I'm curious about how expensive the restructuring is, and importantly, can that be "scheduled": can i violate some conditions and then do the expensive restructuring at a time that is convenient?
Any links to the implementation of this? The paper says that there's a concurrent implementation in the author's thesis, but Princeton charges $5 per copy of theses, so I can't view the actual implementation:
An implementation of zip tree insertion and deletion is in the paper. concurrent zip trees is another matter. I don't know why you can't view something that Princeton charges $5 for, but in any case I think you would find the thesis disappointing ... the arxiv paper says "The third author developed a preliminary, lock-based implementation of concurrent zip trees in his senior thesis [12]. We are currently developing a non-blocking implementation." -- I would wait for the latter.
I'd also love to read the thesis, especially to see how they structured the lock.

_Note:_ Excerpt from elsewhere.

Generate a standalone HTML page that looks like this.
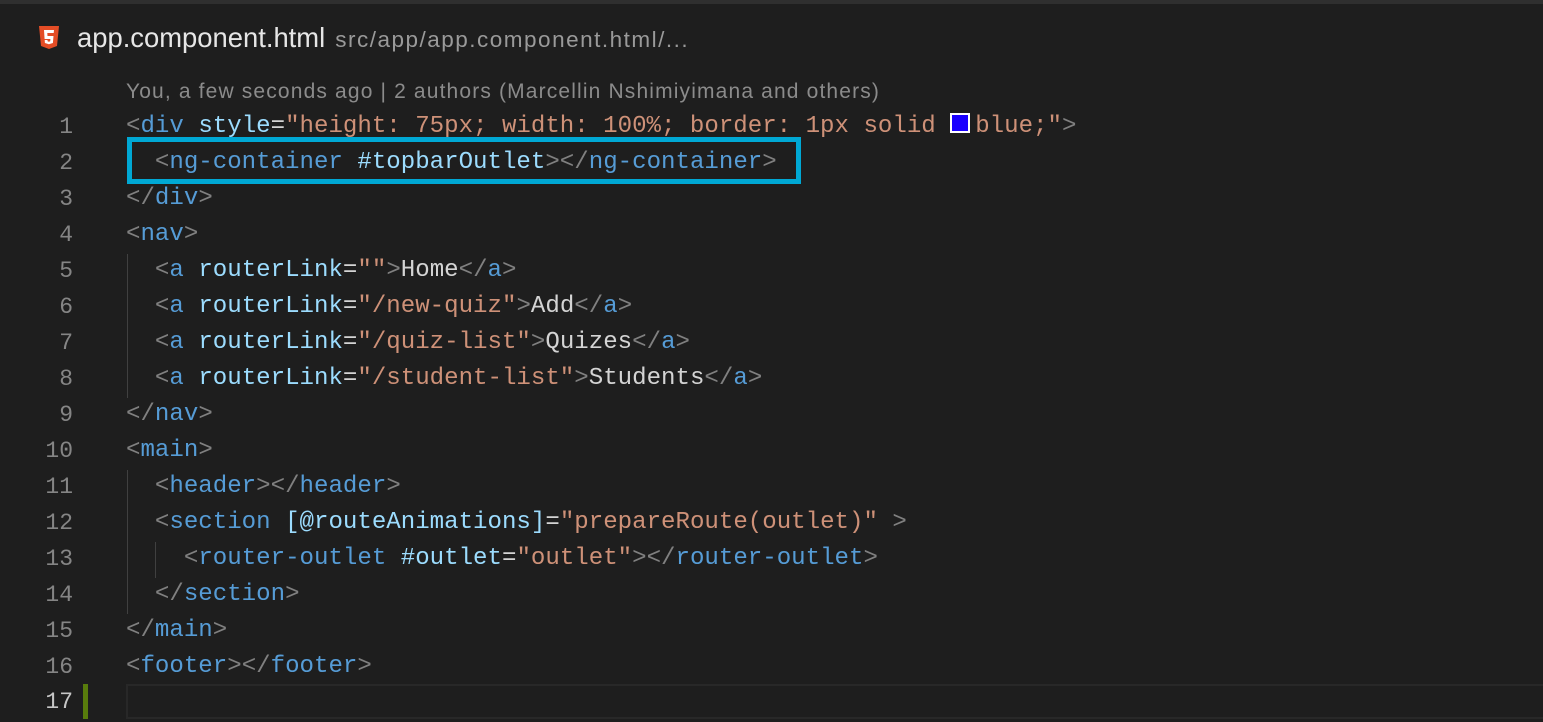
<!DOCTYPE html>
<html><head><meta charset="utf-8"><style>
body{margin:0;width:1543px;height:722px;background:#1e1e1e;overflow:hidden;position:relative;font-family:"Liberation Sans",sans-serif}
.top{position:absolute;left:0;top:0;width:1543px;height:4px;background:#2f2f2f}
.title{position:absolute;left:77px;top:22px;font-size:27.4px;color:#e6e6e6;white-space:nowrap}
.title span{color:#9a9a9a;font-size:22.5px;margin-left:10px;letter-spacing:1.5px}
.blame{position:absolute;left:126px;top:80px;font-size:21px;color:#8b8b8b;white-space:nowrap;letter-spacing:1.15px}
.ln{position:absolute;left:0;width:73px;text-align:right;font-family:"Liberation Mono",monospace;font-size:23px;color:#858585;line-height:36px}
.code{position:absolute;left:126px;font-family:"Liberation Mono",monospace;font-size:24.1px;line-height:36px;white-space:pre;color:#d4d4d4}
.p{color:#808080}.t{color:#569cd6}.a{color:#9cdcfe}.s{color:#ce9178}
.g{position:absolute;width:1px;background:#404040}
.sw{display:inline-block;width:16px;height:16px;border:2px solid #fff;background:#1a00ff;vertical-align:-1px;margin-right:5px}
</style></head><body>
<div class="top"></div>
<svg style="position:absolute;left:38px;top:26px" width="22" height="24" viewBox="0 0 22 24"><path d="M1 0h20l-2 20-8 3-8-3z" fill="#e44d26"/><path d="M6 4h10l-.3 3H9.3l.2 3h6l-.6 7-4 1.3-4-1.3-.2-3h2.8l.1 1.3 1.3.4 1.3-.4.2-2.3H6.6z" fill="#fff"/></svg>
<div class="title">app.component.html<span>src/app/app.component.html/...</span></div>
<div class="blame">You, a few seconds ago | 2 authors (Marcellin Nshimiyimana and others)</div>

<div class="g" style="left:127px;top:146px;height:36px"></div>
<div class="g" style="left:127px;top:254px;height:144px"></div>
<div class="g" style="left:127px;top:470px;height:144px"></div>
<div class="g" style="left:155px;top:542px;height:36px"></div>

<div class="ln" style="top:109px">1</div>
<div class="ln" style="top:145px">2</div>
<div class="ln" style="top:181px">3</div>
<div class="ln" style="top:217px">4</div>
<div class="ln" style="top:253px">5</div>
<div class="ln" style="top:289px">6</div>
<div class="ln" style="top:325px">7</div>
<div class="ln" style="top:361px">8</div>
<div class="ln" style="top:397px">9</div>
<div class="ln" style="top:433px">10</div>
<div class="ln" style="top:469px">11</div>
<div class="ln" style="top:505px">12</div>
<div class="ln" style="top:541px">13</div>
<div class="ln" style="top:577px">14</div>
<div class="ln" style="top:613px">15</div>
<div class="ln" style="top:649px">16</div>
<div class="ln" style="top:684px;color:#c6c6c6">17</div>

<div style="position:absolute;left:83px;top:684px;width:5px;height:35px;background:#587c0c"></div>
<div style="position:absolute;left:126px;top:684px;width:1417px;height:31px;border:2px solid #282828;border-right:none"></div>
<div style="position:absolute;left:127px;top:137px;width:664px;height:37px;border:5px solid #00a8d4"></div>

<div class="code" style="top:109px"><span class="p">&lt;</span><span class="t">div</span> <span class="a">style</span>=<span class="s">"height: 75px; width: 100%; border: 1px solid <span class="sw"></span>blue;"</span><span class="p">&gt;</span></div>
<div class="code" style="top:145px">  <span class="p">&lt;</span><span class="t">ng-container</span> <span class="a">#topbarOutlet</span><span class="p">&gt;&lt;/</span><span class="t">ng-container</span><span class="p">&gt;</span></div>
<div class="code" style="top:181px"><span class="p">&lt;/</span><span class="t">div</span><span class="p">&gt;</span></div>
<div class="code" style="top:217px"><span class="p">&lt;</span><span class="t">nav</span><span class="p">&gt;</span></div>
<div class="code" style="top:253px">  <span class="p">&lt;</span><span class="t">a</span> <span class="a">routerLink</span>=<span class="s">""</span><span class="p">&gt;</span>Home<span class="p">&lt;/</span><span class="t">a</span><span class="p">&gt;</span></div>
<div class="code" style="top:289px">  <span class="p">&lt;</span><span class="t">a</span> <span class="a">routerLink</span>=<span class="s">"/new-quiz"</span><span class="p">&gt;</span>Add<span class="p">&lt;/</span><span class="t">a</span><span class="p">&gt;</span></div>
<div class="code" style="top:325px">  <span class="p">&lt;</span><span class="t">a</span> <span class="a">routerLink</span>=<span class="s">"/quiz-list"</span><span class="p">&gt;</span>Quizes<span class="p">&lt;/</span><span class="t">a</span><span class="p">&gt;</span></div>
<div class="code" style="top:361px">  <span class="p">&lt;</span><span class="t">a</span> <span class="a">routerLink</span>=<span class="s">"/student-list"</span><span class="p">&gt;</span>Students<span class="p">&lt;/</span><span class="t">a</span><span class="p">&gt;</span></div>
<div class="code" style="top:397px"><span class="p">&lt;/</span><span class="t">nav</span><span class="p">&gt;</span></div>
<div class="code" style="top:433px"><span class="p">&lt;</span><span class="t">main</span><span class="p">&gt;</span></div>
<div class="code" style="top:469px">  <span class="p">&lt;</span><span class="t">header</span><span class="p">&gt;&lt;/</span><span class="t">header</span><span class="p">&gt;</span></div>
<div class="code" style="top:505px">  <span class="p">&lt;</span><span class="t">section</span> <span class="a">[@routeAnimations]</span>=<span class="s">"prepareRoute(outlet)"</span> <span class="p">&gt;</span></div>
<div class="code" style="top:541px">    <span class="p">&lt;</span><span class="t">router-outlet</span> <span class="a">#outlet</span>=<span class="s">"outlet"</span><span class="p">&gt;&lt;/</span><span class="t">router-outlet</span><span class="p">&gt;</span></div>
<div class="code" style="top:577px">  <span class="p">&lt;/</span><span class="t">section</span><span class="p">&gt;</span></div>
<div class="code" style="top:613px"><span class="p">&lt;/</span><span class="t">main</span><span class="p">&gt;</span></div>
<div class="code" style="top:649px"><span class="p">&lt;</span><span class="t">footer</span><span class="p">&gt;&lt;/</span><span class="t">footer</span><span class="p">&gt;</span></div>
</body></html>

I recently wrote a readers-writers (subtree) lock for a K-ary tree and it was quite a challenge with a nontrivial implementation. It was much easier to start with a single mutex-like (subtree) lock (one reader or writer), and then extend it to the general multi-reader/writer case.

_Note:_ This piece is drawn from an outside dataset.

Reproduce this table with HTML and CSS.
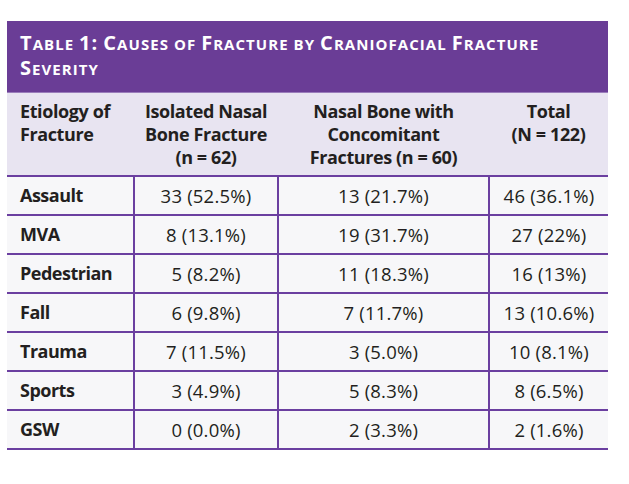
FILE: index.html
```html
<!DOCTYPE html>
<html>
<head>
<meta charset="utf-8">
<link rel="stylesheet" href="styles.css">
</head>
<body>
<div class="card">
  <div class="title"><span class="cap">T</span>able <span class="cap">1:</span> <span class="cap">C</span>auses of <span class="cap">F</span>racture by <span class="cap">C</span>raniofacial <span class="cap">F</span>racture <span class="cap">S</span>everity</div>
  <table class="data">
    <colgroup>
      <col class="c1"><col class="c2"><col class="c3"><col class="c4">
    </colgroup>
    <thead>
      <tr>
        <th class="first">Etiology of<br>Fracture</th>
        <th>Isolated Nasal<br>Bone Fracture<br>(n = 62)</th>
        <th>Nasal Bone with<br>Concomitant<br>Fractures (n = 60)</th>
        <th>Total<br>(N = 122)</th>
      </tr>
    </thead>
    <tbody>
      <tr><td class="first">Assault</td><td>33 (52.5%)</td><td>13 (21.7%)</td><td>46 (36.1%)</td></tr>
      <tr><td class="first">MVA</td><td>8 (13.1%)</td><td>19 (31.7%)</td><td>27 (22%)</td></tr>
      <tr><td class="first">Pedestrian</td><td>5 (8.2%)</td><td>11 (18.3%)</td><td>16 (13%)</td></tr>
      <tr><td class="first">Fall</td><td>6 (9.8%)</td><td>7 (11.7%)</td><td>13 (10.6%)</td></tr>
      <tr><td class="first">Trauma</td><td>7 (11.5%)</td><td>3 (5.0%)</td><td>10 (8.1%)</td></tr>
      <tr><td class="first">Sports</td><td>3 (4.9%)</td><td>5 (8.3%)</td><td>8 (6.5%)</td></tr>
      <tr><td class="first">GSW</td><td>0 (0.0%)</td><td>2 (3.3%)</td><td>2 (1.6%)</td></tr>
    </tbody>
  </table>
</div>
</body>
</html>
```

FILE: styles.css
```css
html, body {
  margin: 0;
  padding: 0;
  background: #ffffff;
}
body {
  font-family: "Open Sans", "Noto Sans", sans-serif;
  color: #231f20;
}
.card {
  margin: 21px 0 0 7px;
  width: 601px;
}
.title {
  background: #6a3d96;
  color: #ffffff;
  font-weight: 700;
  text-transform: uppercase;
  font-size: 15px;
  line-height: 23px;
  letter-spacing: 1.05px;
  padding: 10px 13px 15px;
  height: 46px;
  border-bottom: 1px solid #9a7cbb;
}
.title .cap {
  font-size: 20px;
}
.data {
  width: 601px;
  border-collapse: collapse;
  table-layout: fixed;
  font-size: 18.5px;
}
.c1 { width: 127px; }
.c2 { width: 144px; }
.c3 { width: 211px; }
.c4 { width: 119px; }
.data th {
  background: #e8e4f1;
  font-weight: 700;
  font-size: 18px;
  line-height: 23px;
  vertical-align: top;
  text-align: center;
  padding: 7px 0 6px;
  height: 69px;
  border-bottom: 2px solid #6b3fa0;
  letter-spacing: -0.4px;
}
.data td {
  background: #f7f7f9;
  text-align: center;
  height: 37px;
  padding: 0;
  line-height: 23px;
  border-bottom: 2px solid #6b3fa0;
  border-left: 2px solid #6b3fa0;
  letter-spacing: 0.2px;
}
.data th.first,
.data td.first {
  text-align: left;
  padding-left: 13px;
  border-left: none;
}
.data td.first {
  font-weight: 700;
  font-size: 18px;
  letter-spacing: -0.5px;
}
```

I can only imagine that a lock-free version (of even a single reader/writer) must be even more of a challenge. I hope it's not a terribly long wait, but there could be much to learn from the simpler lock-based scheme in the meantime. :)
On the topic of access to the research, I found a talk by the first author [1] a helpful companion to the paper, with slides for what appears to be the same talk elsewhere [2]. I haven't seen any implementations outside of pseudocode in the paper -- it would be nice to see if there are any tricks to generating the random ranks cheaply, or the alternative that uses a pseudo-random function of the key.
Thanks to the OP for sharing this. I'm keen to try it on another project where I was hesitant to use red-black trees due to their complexity.